[begin DATA SHOWN]
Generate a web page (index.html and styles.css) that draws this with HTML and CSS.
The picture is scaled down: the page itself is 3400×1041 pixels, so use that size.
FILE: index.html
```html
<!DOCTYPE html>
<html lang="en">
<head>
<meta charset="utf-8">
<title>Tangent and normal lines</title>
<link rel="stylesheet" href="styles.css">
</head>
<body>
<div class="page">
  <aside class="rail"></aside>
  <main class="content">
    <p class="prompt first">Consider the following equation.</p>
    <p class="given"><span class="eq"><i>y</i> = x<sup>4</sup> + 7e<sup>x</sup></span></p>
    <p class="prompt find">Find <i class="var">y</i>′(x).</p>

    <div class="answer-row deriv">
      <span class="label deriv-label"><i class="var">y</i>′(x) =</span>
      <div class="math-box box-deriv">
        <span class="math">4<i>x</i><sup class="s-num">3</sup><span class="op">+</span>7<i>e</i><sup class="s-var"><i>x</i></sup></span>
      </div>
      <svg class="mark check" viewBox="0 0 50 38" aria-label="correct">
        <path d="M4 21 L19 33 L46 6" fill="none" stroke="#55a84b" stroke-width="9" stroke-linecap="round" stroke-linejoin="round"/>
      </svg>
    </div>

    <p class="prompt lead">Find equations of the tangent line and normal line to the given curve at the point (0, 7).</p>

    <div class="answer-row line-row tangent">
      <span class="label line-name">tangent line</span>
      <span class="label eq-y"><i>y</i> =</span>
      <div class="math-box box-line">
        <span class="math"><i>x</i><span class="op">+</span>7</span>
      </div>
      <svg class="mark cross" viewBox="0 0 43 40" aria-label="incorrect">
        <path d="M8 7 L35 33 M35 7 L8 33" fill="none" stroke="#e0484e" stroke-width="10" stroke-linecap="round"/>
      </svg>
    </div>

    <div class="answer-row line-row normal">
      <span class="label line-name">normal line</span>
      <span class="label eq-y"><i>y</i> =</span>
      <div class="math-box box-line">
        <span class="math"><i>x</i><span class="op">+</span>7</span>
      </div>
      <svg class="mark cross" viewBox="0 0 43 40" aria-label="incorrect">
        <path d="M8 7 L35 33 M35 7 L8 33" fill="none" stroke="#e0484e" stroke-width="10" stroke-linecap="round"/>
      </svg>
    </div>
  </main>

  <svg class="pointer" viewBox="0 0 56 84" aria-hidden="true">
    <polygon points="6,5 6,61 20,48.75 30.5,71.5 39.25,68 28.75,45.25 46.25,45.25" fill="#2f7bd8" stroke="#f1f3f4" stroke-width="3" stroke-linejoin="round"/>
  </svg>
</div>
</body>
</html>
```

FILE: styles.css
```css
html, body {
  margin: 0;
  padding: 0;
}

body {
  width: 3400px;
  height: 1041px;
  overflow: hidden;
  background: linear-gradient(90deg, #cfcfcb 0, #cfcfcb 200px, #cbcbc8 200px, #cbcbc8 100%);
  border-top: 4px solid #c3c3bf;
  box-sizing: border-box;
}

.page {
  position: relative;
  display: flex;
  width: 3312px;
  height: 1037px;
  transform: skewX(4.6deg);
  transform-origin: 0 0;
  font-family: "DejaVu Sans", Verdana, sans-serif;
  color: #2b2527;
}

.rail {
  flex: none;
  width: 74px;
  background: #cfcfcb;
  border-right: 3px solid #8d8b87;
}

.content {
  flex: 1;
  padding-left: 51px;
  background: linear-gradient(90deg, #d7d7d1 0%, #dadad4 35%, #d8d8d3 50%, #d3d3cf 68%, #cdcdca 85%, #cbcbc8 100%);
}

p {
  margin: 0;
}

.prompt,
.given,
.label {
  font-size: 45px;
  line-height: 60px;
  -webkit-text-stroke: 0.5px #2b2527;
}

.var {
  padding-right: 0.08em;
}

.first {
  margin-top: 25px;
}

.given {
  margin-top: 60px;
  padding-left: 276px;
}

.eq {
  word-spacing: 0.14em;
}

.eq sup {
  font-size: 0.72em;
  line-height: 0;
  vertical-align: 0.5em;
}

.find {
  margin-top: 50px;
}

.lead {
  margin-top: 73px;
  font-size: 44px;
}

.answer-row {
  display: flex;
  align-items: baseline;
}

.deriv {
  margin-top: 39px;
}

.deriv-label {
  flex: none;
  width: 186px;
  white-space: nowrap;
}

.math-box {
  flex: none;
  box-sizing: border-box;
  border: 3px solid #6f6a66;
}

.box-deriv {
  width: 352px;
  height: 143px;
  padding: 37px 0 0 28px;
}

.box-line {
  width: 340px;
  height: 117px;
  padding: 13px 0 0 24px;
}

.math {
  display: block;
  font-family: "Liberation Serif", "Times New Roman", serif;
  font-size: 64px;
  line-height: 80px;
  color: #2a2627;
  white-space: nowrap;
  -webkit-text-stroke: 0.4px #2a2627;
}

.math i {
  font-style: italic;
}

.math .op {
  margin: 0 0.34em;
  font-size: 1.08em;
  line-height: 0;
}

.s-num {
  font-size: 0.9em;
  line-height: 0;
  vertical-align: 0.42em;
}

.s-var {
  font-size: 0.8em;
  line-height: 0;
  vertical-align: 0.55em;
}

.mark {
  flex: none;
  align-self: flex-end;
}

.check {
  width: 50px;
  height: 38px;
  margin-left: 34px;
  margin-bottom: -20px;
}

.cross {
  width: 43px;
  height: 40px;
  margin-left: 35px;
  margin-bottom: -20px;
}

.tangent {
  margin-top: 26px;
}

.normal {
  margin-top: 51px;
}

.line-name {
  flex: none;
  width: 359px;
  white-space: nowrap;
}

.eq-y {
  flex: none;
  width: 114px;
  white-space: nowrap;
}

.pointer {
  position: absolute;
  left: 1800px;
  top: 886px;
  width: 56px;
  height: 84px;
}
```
[end DATA SHOWN]
▶ [THE EXERCISE] Word for word, write out the data.

▶ [THE REPLY]
Generate a web page (index.html and styles.css) that draws this with HTML and CSS.
The picture is scaled down: the page itself is 3400×1041 pixels, so use that size.
FILE: index.html
```html
<!DOCTYPE html>
<html lang="en">
<head>
<meta charset="utf-8">
<title>Tangent and normal lines</title>
<link rel="stylesheet" href="styles.css">
</head>
<body>
<div class="page">
  <aside class="rail"></aside>
  <main class="content">
    <p class="prompt first">Consider the following equation.</p>
    <p class="given"><span class="eq"><i>y</i> = x<sup>4</sup> + 7e<sup>x</sup></span></p>
    <p class="prompt find">Find <i class="var">y</i>′(x).</p>

    <div class="answer-row deriv">
      <span class="label deriv-label"><i class="var">y</i>′(x) =</span>
      <div class="math-box box-deriv">
        <span class="math">4<i>x</i><sup class="s-num">3</sup><span class="op">+</span>7<i>e</i><sup class="s-var"><i>x</i></sup></span>
      </div>
      <svg class="mark check" viewBox="0 0 50 38" aria-label="correct">
        <path d="M4 21 L19 33 L46 6" fill="none" stroke="#55a84b" stroke-width="9" stroke-linecap="round" stroke-linejoin="round"/>
      </svg>
    </div>

    <p class="prompt lead">Find equations of the tangent line and normal line to the given curve at the point (0, 7).</p>

    <div class="answer-row line-row tangent">
      <span class="label line-name">tangent line</span>
      <span class="label eq-y"><i>y</i> =</span>
      <div class="math-box box-line">
        <span class="math"><i>x</i><span class="op">+</span>7</span>
      </div>
      <svg class="mark cross" viewBox="0 0 43 40" aria-label="incorrect">
        <path d="M8 7 L35 33 M35 7 L8 33" fill="none" stroke="#e0484e" stroke-width="10" stroke-linecap="round"/>
      </svg>
    </div>

    <div class="answer-row line-row normal">
      <span class="label line-name">normal line</span>
      <span class="label eq-y"><i>y</i> =</span>
      <div class="math-box box-line">
        <span class="math"><i>x</i><span class="op">+</span>7</span>
      </div>
      <svg class="mark cross" viewBox="0 0 43 40" aria-label="incorrect">
        <path d="M8 7 L35 33 M35 7 L8 33" fill="none" stroke="#e0484e" stroke-width="10" stroke-linecap="round"/>
      </svg>
    </div>
  </main>

  <svg class="pointer" viewBox="0 0 56 84" aria-hidden="true">
    <polygon points="6,5 6,61 20,48.75 30.5,71.5 39.25,68 28.75,45.25 46.25,45.25" fill="#2f7bd8" stroke="#f1f3f4" stroke-width="3" stroke-linejoin="round"/>
  </svg>
</div>
</body>
</html>
```

FILE: styles.css
```css
html, body {
  margin: 0;
  padding: 0;
}

body {
  width: 3400px;
  height: 1041px;
  overflow: hidden;
  background: linear-gradient(90deg, #cfcfcb 0, #cfcfcb 200px, #cbcbc8 200px, #cbcbc8 100%);
  border-top: 4px solid #c3c3bf;
  box-sizing: border-box;
}

.page {
  position: relative;
  display: flex;
  width: 3312px;
  height: 1037px;
  transform: skewX(4.6deg);
  transform-origin: 0 0;
  font-family: "DejaVu Sans", Verdana, sans-serif;
  color: #2b2527;
}

.rail {
  flex: none;
  width: 74px;
  background: #cfcfcb;
  border-right: 3px solid #8d8b87;
}

.content {
  flex: 1;
  padding-left: 51px;
  background: linear-gradient(90deg, #d7d7d1 0%, #dadad4 35%, #d8d8d3 50%, #d3d3cf 68%, #cdcdca 85%, #cbcbc8 100%);
}

p {
  margin: 0;
}

.prompt,
.given,
.label {
  font-size: 45px;
  line-height: 60px;
  -webkit-text-stroke: 0.5px #2b2527;
}

.var {
  padding-right: 0.08em;
}

.first {
  margin-top: 25px;
}

.given {
  margin-top: 60px;
  padding-left: 276px;
}

.eq {
  word-spacing: 0.14em;
}

.eq sup {
  font-size: 0.72em;
  line-height: 0;
  vertical-align: 0.5em;
}

.find {
  margin-top: 50px;
}

.lead {
  margin-top: 73px;
  font-size: 44px;
}

.answer-row {
  display: flex;
  align-items: baseline;
}

.deriv {
  margin-top: 39px;
}

.deriv-label {
  flex: none;
  width: 186px;
  white-space: nowrap;
}

.math-box {
  flex: none;
  box-sizing: border-box;
  border: 3px solid #6f6a66;
}

.box-deriv {
  width: 352px;
  height: 143px;
  padding: 37px 0 0 28px;
}

.box-line {
  width: 340px;
  height: 117px;
  padding: 13px 0 0 24px;
}

.math {
  display: block;
  font-family: "Liberation Serif", "Times New Roman", serif;
  font-size: 64px;
  line-height: 80px;
  color: #2a2627;
  white-space: nowrap;
  -webkit-text-stroke: 0.4px #2a2627;
}

.math i {
  font-style: italic;
}

.math .op {
  margin: 0 0.34em;
  font-size: 1.08em;
  line-height: 0;
}

.s-num {
  font-size: 0.9em;
  line-height: 0;
  vertical-align: 0.42em;
}

.s-var {
  font-size: 0.8em;
  line-height: 0;
  vertical-align: 0.55em;
}

.mark {
  flex: none;
  align-self: flex-end;
}

.check {
  width: 50px;
  height: 38px;
  margin-left: 34px;
  margin-bottom: -20px;
}

.cross {
  width: 43px;
  height: 40px;
  margin-left: 35px;
  margin-bottom: -20px;
}

.tangent {
  margin-top: 26px;
}

.normal {
  margin-top: 51px;
}

.line-name {
  flex: none;
  width: 359px;
  white-space: nowrap;
}

.eq-y {
  flex: none;
  width: 114px;
  white-space: nowrap;
}

.pointer {
  position: absolute;
  left: 1800px;
  top: 886px;
  width: 56px;
  height: 84px;
}
```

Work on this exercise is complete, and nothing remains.